Extract each line containing the string "React".
┏━━
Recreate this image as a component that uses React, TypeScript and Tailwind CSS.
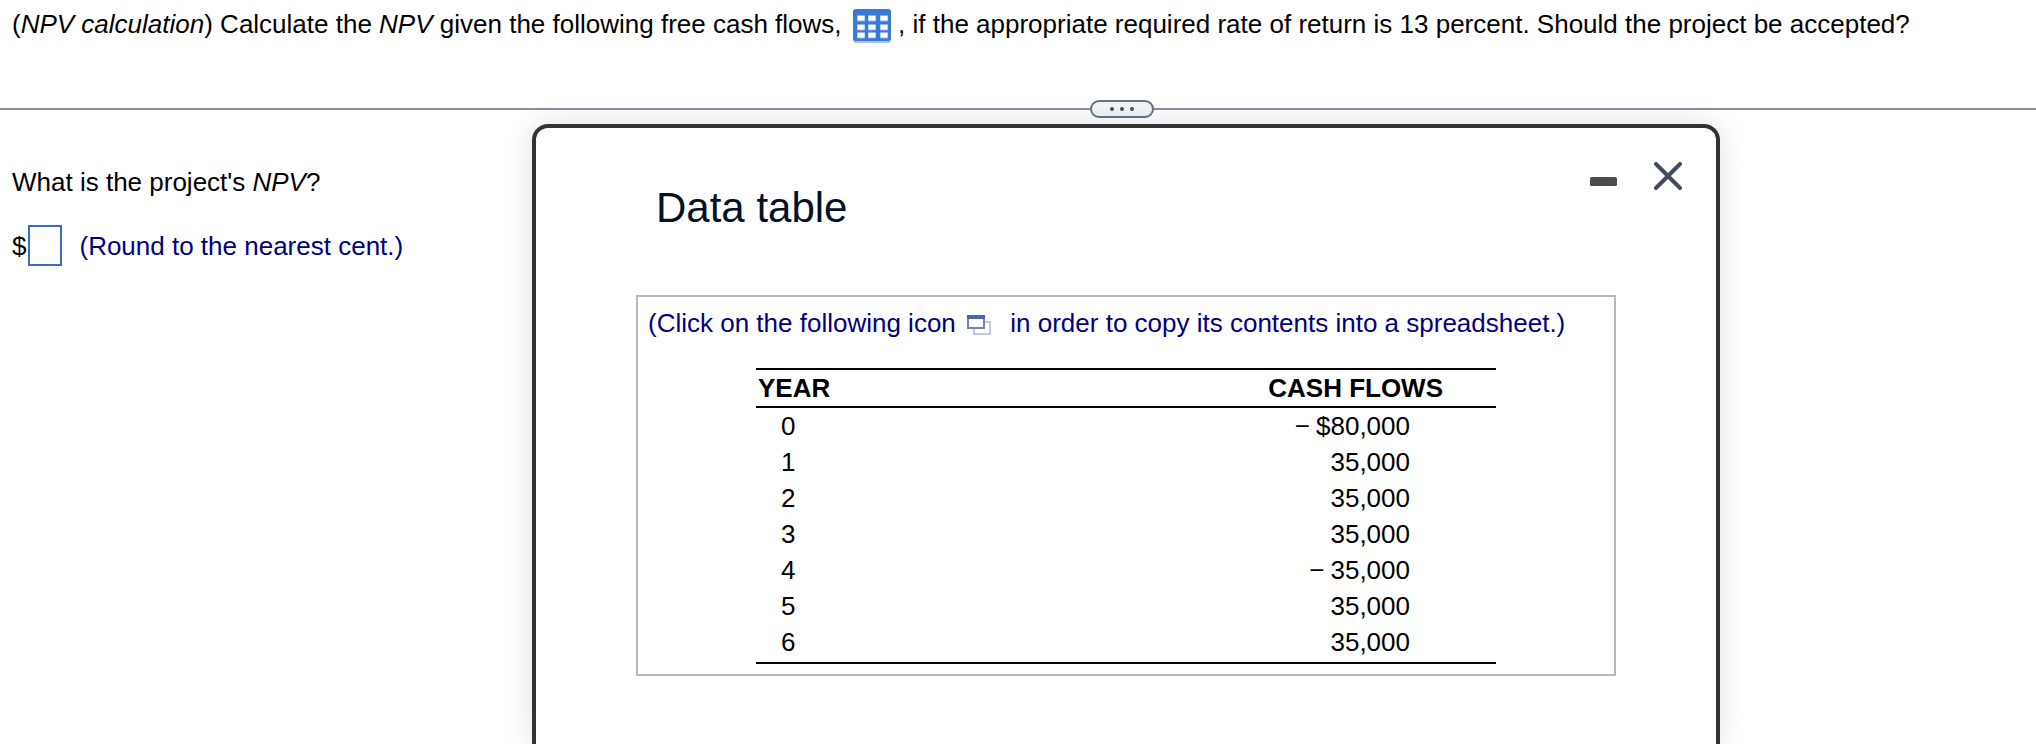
import React from "react";

interface CashFlow {
    year: number;
    amount: string;
    negative?: boolean;
}

const cashFlows: CashFlow[] = [
    { year: 0, amount: "$80,000", negative: true },
    { year: 1, amount: "35,000" },
    { year: 2, amount: "35,000" },
    { year: 3, amount: "35,000" },
    { year: 4, amount: "35,000", negative: true },
    { year: 5, amount: "35,000" },
    { year: 6, amount: "35,000" },
];

const TableIcon: React.FC = () => (
    <svg width="38" height="34" viewBox="0 0 38 34">
        <rect y="1" width="38" height="33" rx="3" fill="#a9c5ee" />
        <rect y="0" width="38" height="32" rx="3" fill="#3b7ad4" />
        {[6, 15, 23].map((y) =>
            [4, 15, 27].map((x) => (
                <g key={`${x}-${y}`}>
                    <rect x={x} y={y} width="8" height="6.5" rx="1" fill="#8fb3e8" />
                    <rect x={x + 0.5} y={y + 1} width="7" height="4.5" fill="#fff" />
                </g>
            ))
        )}
    </svg>
);

const CopyIcon: React.FC = () => (
    <svg width="24" height="20" viewBox="0 0 24 20">
        <rect x="7" y="7" width="16" height="12" fill="#fff" stroke="#c3c7e3" strokeWidth="2" />
        <rect x="1" y="1" width="16" height="12" fill="#fff" stroke="#7482b8" strokeWidth="2" />
        <rect width="18" height="4" fill="#5363a5" />
    </svg>
);

const CashFlowTable: React.FC = () => (
    <table className="w-full border-separate border-spacing-0 border-y-2 border-black pb-0.5 text-black">
        <thead>
            <tr>
                <th className="border-b-2 border-black p-0 pl-0.5 text-left font-bold">YEAR</th>
                <th className="border-b-2 border-black p-0 pr-[53px] text-right font-bold">
                    CASH FLOWS
                </th>
            </tr>
        </thead>
        <tbody>
            {cashFlows.map((flow) => (
                <tr key={flow.year}>
                    <td className="p-0 pl-[25px]">{flow.year}</td>
                    <td className="p-0 pr-[86px] text-right">
                        {flow.negative && <span className="mr-1.5">−</span>}
                        {flow.amount}
                    </td>
                </tr>
            ))}
        </tbody>
    </table>
);

const DataTableDialog: React.FC = () => (
    <section
        role="dialog"
        aria-labelledby="dialog-title"
        className="mr-[316px] flex-1 rounded-t-2xl border-4 border-b-0 border-[#333335] bg-white pb-16 shadow-[0_0_32px_rgba(0,0,0,0.12)]"
    >
        {/* Title bar */}
        <div className="flex items-start justify-between pt-[34px] pr-[34px] pl-[120px]">
            <h2
                id="dialog-title"
                className="mt-[22px] text-[42px] leading-[48px] text-[#05112a]"
            >
                Data table
            </h2>
            <div className="flex gap-9">
                <button type="button" aria-label="Minimize">
                    <svg width="28" height="28" viewBox="0 0 28 28">
                        <rect y="15" width="27" height="9" rx="1.5" fill="#4d4d4d" />
                    </svg>
                </button>
                <button type="button" aria-label="Close">
                    <svg width="28" height="28" viewBox="0 0 28 28">
                        <path
                            d="M2 2L26 26M26 2L2 26"
                            stroke="#434d5a"
                            strokeWidth="4"
                            strokeLinecap="round"
                        />
                    </svg>
                </button>
            </div>
        </div>

        {/* Contents */}
        <div className="mx-[100px] mt-[63px] border-2 border-[#b8b8b8] pt-2 pb-2.5">
            <p className="px-2.5 text-[#000080]">
                (Click on the following icon{" "}
                <button type="button" aria-label="Copy to spreadsheet" className="mx-1 align-middle">
                    <CopyIcon />
                </button>{" "}
                <span className="ml-2">
                    in order to copy its contents into a spreadsheet.)
                </span>
            </p>
            <div className="mx-[118px] mt-[27px]">
                <CashFlowTable />
            </div>
        </div>
    </section>
);

export default function App() {
    return (
        <div className="flex min-h-screen flex-col overflow-hidden bg-white font-['Liberation_Sans',Arial,sans-serif] text-[26px] leading-9 text-black">
            {/* Question */}
            <p className="px-3 pt-1.5">
                (<em>NPV calculation</em>) Calculate the <em>NPV</em> given the following free cash
                flows,{" "}
                <button type="button" aria-label="Open data table" className="ml-1 align-middle">
                    <TableIcon />
                </button>{" "}
                , if the appropriate required rate of return is 13 percent. Should the project be
                accepted?
            </p>

            {/* Divider with resize handle */}
            <div className="mt-[57px] flex items-center">
                <div className="h-0.5 w-[1090px] bg-[#8a8fa3]" />
                <button
                    type="button"
                    aria-label="Resize panes"
                    className="flex h-[18px] w-16 items-center justify-center gap-1.5 rounded-full border-2 border-[#647482] bg-[#f3f6f8]"
                >
                    <span className="size-1 rounded-full bg-[#4d4d4d]" />
                    <span className="size-1 rounded-full bg-[#4d4d4d]" />
                    <span className="size-1 rounded-full bg-[#4d4d4d]" />
                </button>
                <div className="h-0.5 flex-1 bg-[#8a8fa3]" />
            </div>

            <div className="flex flex-1 pt-1.5">
                {/* Answer */}
                <div className="w-[532px] shrink-0 px-3 pt-10">
                    <p>
                        What is the project's <em>NPV</em>?
                    </p>
                    <div className="mt-[25px] flex items-center">
                        <label htmlFor="npv">$</label>
                        <input
                            id="npv"
                            type="text"
                            className="ml-0.5 h-[41px] w-[34px] border-2 border-[#3a6cc8] px-1"
                        />
                        <span className="ml-[17px] text-[#000080]">(Round to the nearest cent.)</span>
                    </div>
                </div>

                <DataTableDialog />
            </div>
        </div>
    );
}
┗━━
◆ Task solution ◆
Recreate this image as a component that uses React, TypeScript and Tailwind CSS.
import React from "react";
const TableIcon: React.FC = () => (
const CopyIcon: React.FC = () => (
const CashFlowTable: React.FC = () => (
const DataTableDialog: React.FC = () => (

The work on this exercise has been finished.